• _Dataset excerpts_:

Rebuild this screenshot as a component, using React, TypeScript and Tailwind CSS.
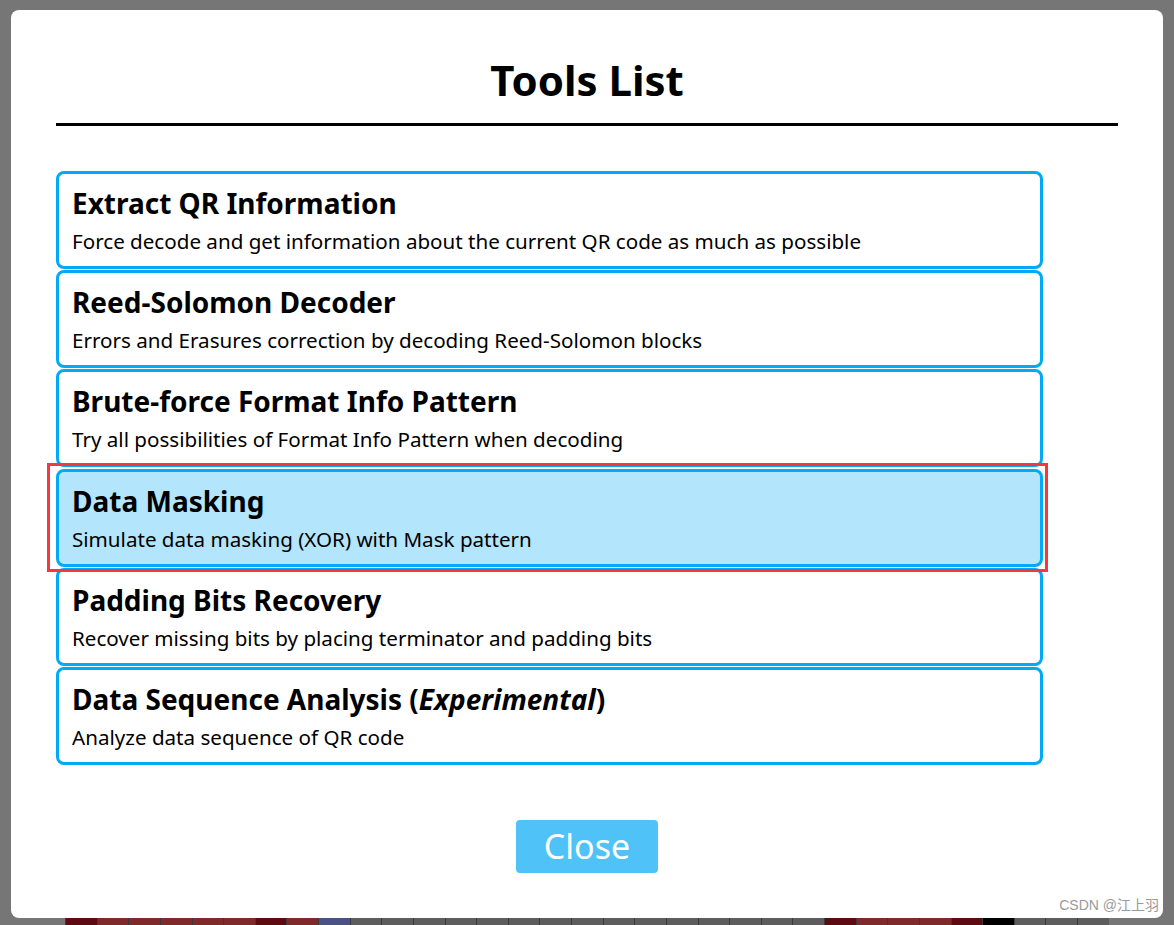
* * *
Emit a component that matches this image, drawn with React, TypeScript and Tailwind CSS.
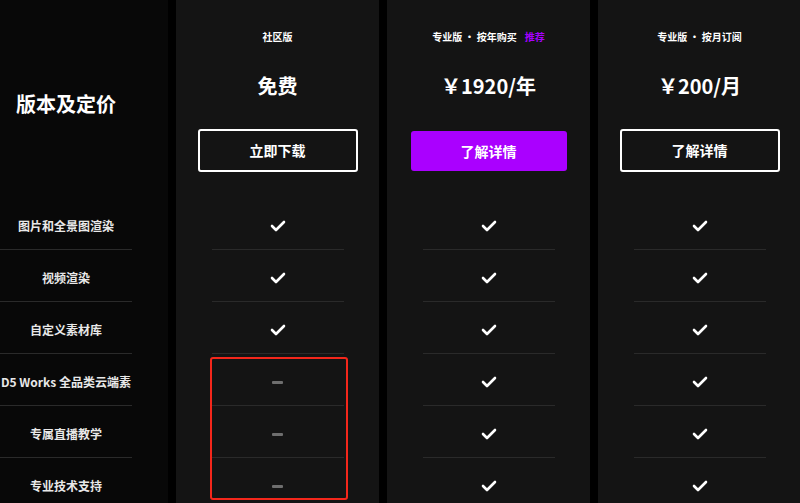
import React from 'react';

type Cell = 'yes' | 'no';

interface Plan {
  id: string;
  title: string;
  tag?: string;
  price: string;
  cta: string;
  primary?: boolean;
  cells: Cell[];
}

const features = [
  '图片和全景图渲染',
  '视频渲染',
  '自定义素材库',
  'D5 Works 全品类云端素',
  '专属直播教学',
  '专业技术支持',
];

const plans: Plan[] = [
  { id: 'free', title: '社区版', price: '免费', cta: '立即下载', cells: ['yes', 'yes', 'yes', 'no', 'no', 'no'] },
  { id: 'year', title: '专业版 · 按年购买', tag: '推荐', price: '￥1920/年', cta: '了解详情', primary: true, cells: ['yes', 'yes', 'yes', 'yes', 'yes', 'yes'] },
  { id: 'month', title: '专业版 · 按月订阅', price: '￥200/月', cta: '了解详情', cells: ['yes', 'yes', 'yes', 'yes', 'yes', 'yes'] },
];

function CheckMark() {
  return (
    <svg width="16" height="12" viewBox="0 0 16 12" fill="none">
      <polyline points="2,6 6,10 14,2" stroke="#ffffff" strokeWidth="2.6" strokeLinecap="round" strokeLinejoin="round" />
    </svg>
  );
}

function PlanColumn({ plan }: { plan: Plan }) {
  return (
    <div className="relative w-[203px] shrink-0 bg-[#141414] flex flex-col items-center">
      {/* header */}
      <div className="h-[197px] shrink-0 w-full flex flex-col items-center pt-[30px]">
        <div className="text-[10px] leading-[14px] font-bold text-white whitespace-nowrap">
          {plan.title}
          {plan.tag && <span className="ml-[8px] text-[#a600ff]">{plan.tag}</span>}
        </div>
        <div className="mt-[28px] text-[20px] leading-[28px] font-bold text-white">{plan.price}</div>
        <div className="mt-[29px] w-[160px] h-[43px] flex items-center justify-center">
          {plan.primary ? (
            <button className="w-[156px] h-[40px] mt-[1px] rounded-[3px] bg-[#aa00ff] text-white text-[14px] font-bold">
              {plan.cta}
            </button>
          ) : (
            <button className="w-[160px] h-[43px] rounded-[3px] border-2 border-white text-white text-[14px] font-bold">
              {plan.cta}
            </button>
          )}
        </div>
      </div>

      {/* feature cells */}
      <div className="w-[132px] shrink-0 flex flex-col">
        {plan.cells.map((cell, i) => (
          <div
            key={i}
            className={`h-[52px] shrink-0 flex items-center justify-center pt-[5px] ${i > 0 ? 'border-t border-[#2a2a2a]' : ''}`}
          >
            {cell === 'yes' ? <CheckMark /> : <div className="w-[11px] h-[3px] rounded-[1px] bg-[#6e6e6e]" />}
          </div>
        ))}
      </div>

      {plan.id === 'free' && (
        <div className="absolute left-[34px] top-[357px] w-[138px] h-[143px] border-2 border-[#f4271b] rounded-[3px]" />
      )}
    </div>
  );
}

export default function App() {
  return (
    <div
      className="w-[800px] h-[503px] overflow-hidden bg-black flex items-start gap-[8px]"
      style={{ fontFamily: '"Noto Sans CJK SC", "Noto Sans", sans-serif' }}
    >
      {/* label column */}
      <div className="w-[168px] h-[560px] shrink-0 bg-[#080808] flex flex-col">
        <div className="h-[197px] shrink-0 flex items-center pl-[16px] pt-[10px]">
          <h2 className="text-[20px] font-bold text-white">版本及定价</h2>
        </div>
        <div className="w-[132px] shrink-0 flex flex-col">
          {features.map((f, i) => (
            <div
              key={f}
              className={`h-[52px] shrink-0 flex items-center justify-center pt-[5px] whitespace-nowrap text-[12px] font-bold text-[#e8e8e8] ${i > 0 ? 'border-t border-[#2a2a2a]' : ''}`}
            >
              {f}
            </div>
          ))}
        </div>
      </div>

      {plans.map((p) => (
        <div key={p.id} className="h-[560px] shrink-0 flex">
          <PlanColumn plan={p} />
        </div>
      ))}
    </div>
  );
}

• _Exercise description_:
Look over the listing above. Pick out and copy every line that includes "Tailwind".

• _Written response_:
Rebuild this screenshot as a component, using React, TypeScript and Tailwind CSS.
Emit a component that matches this image, drawn with React, TypeScript and Tailwind CSS.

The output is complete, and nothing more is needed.